Caffè al banco, la rivolta dei baristi

Gli esercenti: "Consumo vietato, danno grave". Il Viminale: "Servizio solo se all'aperto"

Caffè al banco, la rivolta dei baristi

Dopo i ristoratori, gli operatori dello spettacolo e quelli del turismo, adesso è il turno dei baristi. A poche ore dalle tanto attese riaperture anche loro sono sul piede di guerra. Il dito è puntato contro il nuovo decreto che, in zona gialla, favorisce soltanto i locali che abbiano spazi all'aperto. Non solo la consumazione al tavolo è consentita soltanto all'aperto ma anche il caffè potrà essere consumato al bancone soltanto se en plein air. Una circostanza, quest'ultima, chiarita dopo ore di dubbi sulla circolare del ministero dell'Interno, che aveva messo le mani avanti parlando di documento non definitivo. Ma con le aperture al pubblico imminenti, questa ulteriore confusione ha contribuito ad alimentare il panico e la rabbia fra gli addetti al settore.

«È inaccettabile che nel decreto Riaperture non sia prevista la consumazione al banco per le attività di ristorazione artigiana, così come per i bar - spiega Andrea Rotondo, presidente di Confartigianato Roma-. C'è stata e resta una mancanza di chiarezza in materia, affidata solo a una precisazione di una circolare del Gabinetto del ministero dell'Interno, ma soprattutto l'ulteriore danno arrecato all'intero settore, che per il mese di maggio ammonterà solo su Roma a 13 milioni di euro». Prosegue il rappresentante della categoria: «Sfugge il motivo per cui il ritorno in zona gialla non preveda il ritorno alle norme precedentemente previste per tale colorazione, con la possibilità di consumo al bancone e sul posto, nel pieno rispetto delle norme di sicurezza sanitaria alle quali le imprese si sono diligentemente adeguate e hanno investito da tempo».

I baristi, già penalizzati dall'impossibilità di paure in mancanza di uno spazio aperto, si sentono ancora di più messi in difficoltà da una regola che di fatto inibisce parte del loro lavoro. Anche perché il divieto di consumare al banco impedirà a chiunque non abbia un dehors di servire i propri clienti. C'è un aperto in particolare che i baristi non accettano: le precedenti norme sulla zona gialla consentivano la consumazione al banco. Il nuovo decreto si profila quindi come una regressione. «Siamo di fronte a un giallo mascherato di arancione, un passo indietro rispetto a marzo quando in zona gialla era possibile consumare al banco», sottolinea Claudio Pica, presidente di Fiepet-Confesercenti Roma e Lazio. Di qui la proposta: «Chiedo agli esercenti che non venga applicato il pagamento del servizio al tavolo come segno di protesta civile nei confronti di una norma che ci penalizza». Il decreto riaperture ha «un nome fuorviante, visto che il provvedimento, per i bar, si traduce in realtà in un inasprimento delle restrizioni».
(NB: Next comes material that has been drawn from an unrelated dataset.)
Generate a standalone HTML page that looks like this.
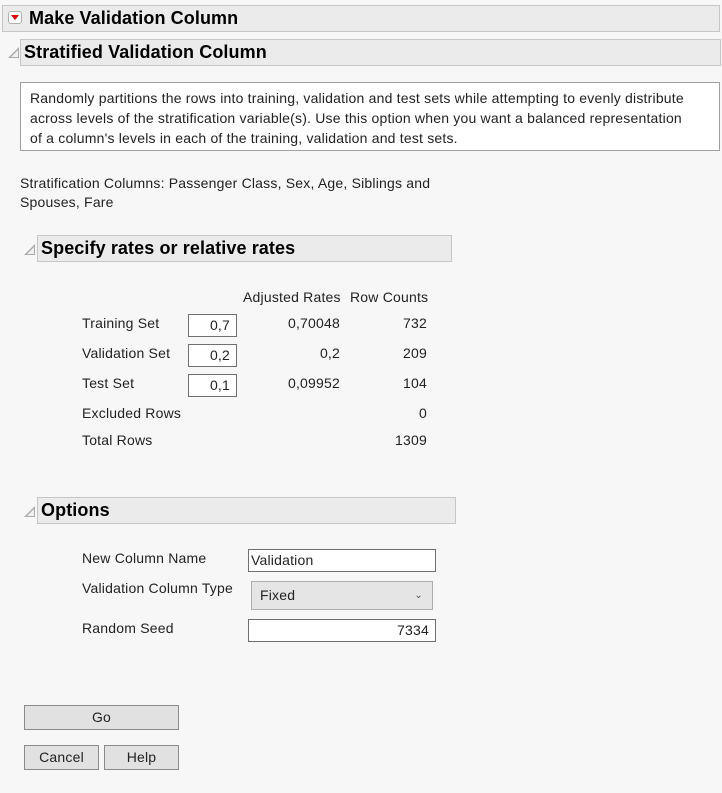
<!DOCTYPE html>
<html><head><style>
body{margin:0;width:722px;height:793px;background:#f7f7f7;font-family:"Liberation Sans",sans-serif;font-size:14px;letter-spacing:0.2px;color:#222;position:relative;overflow:hidden}
.a{position:absolute;white-space:nowrap}
.bar{position:absolute;background:#ebebeb;border:1px solid #c6c6c6;box-sizing:border-box;font-weight:bold;font-size:18px;letter-spacing:0.1px;color:#000;line-height:24px}
.tri{position:absolute;width:0;height:0;border-left:11px solid transparent;border-bottom:11px solid #aaa}
.tri:after{content:"";position:absolute;left:-8px;top:3px;border-left:7px solid transparent;border-bottom:7px solid #f0f0f0}
.in{position:absolute;background:#fff;border:1px solid #707070;box-sizing:border-box;text-align:right;padding-right:6px;line-height:20px}
.btn{position:absolute;background:#e1e1e1;border:1px solid #8a8a8a;box-sizing:border-box;text-align:center;line-height:22px}
.r{text-align:right}
</style></head><body>
<div class="bar" style="left:2px;top:5px;width:718px;height:27px;padding-left:26px">Make Validation Column</div>
<div class="a" style="left:8px;top:11px;width:14px;height:13px;background:#fff;border:1px solid #b0b0b0;border-radius:3px;box-sizing:border-box"></div>
<div class="a" style="left:11px;top:15px;width:0;height:0;border-left:4px solid transparent;border-right:4px solid transparent;border-top:5px solid #d00"></div>
<div class="tri" style="left:8px;top:47px"></div>
<div class="bar" style="left:20px;top:39px;width:701px;height:27px;padding-left:3px">Stratified Validation Column</div>
<div class="a" style="left:20px;top:82px;width:700px;height:69px;background:#fff;border:1px solid #a0a0a0;box-sizing:border-box;padding:5px 0 0 9px;line-height:20px">Randomly partitions the rows into training, validation and test sets while attempting to evenly distribute<br>across levels of the stratification variable(s). Use this option when you want a balanced representation<br>of a column's levels in each of the training, validation and test sets.</div>
<div class="a" style="left:20px;top:174px;line-height:19px">Stratification Columns: Passenger Class, Sex, Age, Siblings and<br>Spouses, Fare</div>
<div class="tri" style="left:24px;top:244px"></div>
<div class="bar" style="left:37px;top:235px;width:415px;height:27px;padding-left:3px">Specify rates or relative rates</div>
<div class="a" style="left:243px;top:289px">Adjusted Rates</div>
<div class="a" style="left:350px;top:289px">Row Counts</div>
<div class="a" style="left:82px;top:315px">Training Set</div>
<div class="a" style="left:82px;top:345px">Validation Set</div>
<div class="a" style="left:82px;top:375px">Test Set</div>
<div class="a" style="left:82px;top:405px">Excluded Rows</div>
<div class="a" style="left:82px;top:432px">Total Rows</div>
<div class="in" style="left:188px;top:314px;width:49px;height:23px">0,7</div>
<div class="in" style="left:188px;top:344px;width:49px;height:23px">0,2</div>
<div class="in" style="left:188px;top:374px;width:49px;height:23px">0,1</div>
<div class="a r" style="left:260px;top:315px;width:80px">0,70048</div>
<div class="a r" style="left:260px;top:345px;width:80px">0,2</div>
<div class="a r" style="left:260px;top:375px;width:80px">0,09952</div>
<div class="a r" style="left:360px;top:315px;width:67px">732</div>
<div class="a r" style="left:360px;top:345px;width:67px">209</div>
<div class="a r" style="left:360px;top:375px;width:67px">104</div>
<div class="a r" style="left:360px;top:405px;width:67px">0</div>
<div class="a r" style="left:360px;top:432px;width:67px">1309</div>
<div class="tri" style="left:24px;top:506px"></div>
<div class="bar" style="left:37px;top:497px;width:419px;height:27px;padding-left:3px">Options</div>
<div class="a" style="left:82px;top:550px">New Column Name</div>
<div class="a" style="left:82px;top:580px">Validation Column Type</div>
<div class="a" style="left:82px;top:620px">Random Seed</div>
<div class="in" style="left:248px;top:549px;width:188px;height:23px;text-align:left;padding-left:2px">Validation</div>
<div class="a" style="left:251px;top:581px;width:182px;height:29px;background:#e5e5e5;border:1px solid #adadad;box-sizing:border-box;line-height:27px;padding-left:8px">Fixed<span style="position:absolute;right:9px;top:0;font-size:10px;color:#555">&#8964;</span></div>
<div class="in" style="left:248px;top:619px;width:188px;height:23px">7334</div>
<div class="btn" style="left:24px;top:705px;width:155px;height:25px">Go</div>
<div class="btn" style="left:24px;top:745px;width:75px;height:25px">Cancel</div>
<div class="btn" style="left:104px;top:745px;width:75px;height:25px">Help</div>
</body></html>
Di fatto, da oggi, per le imprese senza posti all'esterno si profila una sorta di zona arancione, con l'impossibilità di far entrare i clienti anche solo per consumare al banco. Insomma, a poche ore dall'entrata in vigore del nuovo decreto a dominare sono tensione e pessimismo, anche in vista dell'imminente stagione turistica. «Ci sentiamo presi in giro - conclude Pica -. Ci era stato detto che si riapriva prima, ma la realtà è ben diversa. E se prima per i bar si profilava, dopo il 30 aprile, la possibilità di tornare a lavorare almeno in zona gialla, permettendo ai clienti di consumare all'interno dei locali, ora con il decreto riaperture, paradossalmente, si resterà chiusi un altro mese.

E non ci si illuda che il permesso di utilizzare gli spazi esterni anche a cena cambi le cose: poco più di 100mila imprese - su oltre 360mila della somministrazione - dispongono di un dehor, la cui capienza è comunque limitata e ulteriormente ridotta dal tetto massimo di quattro persone per tavolo».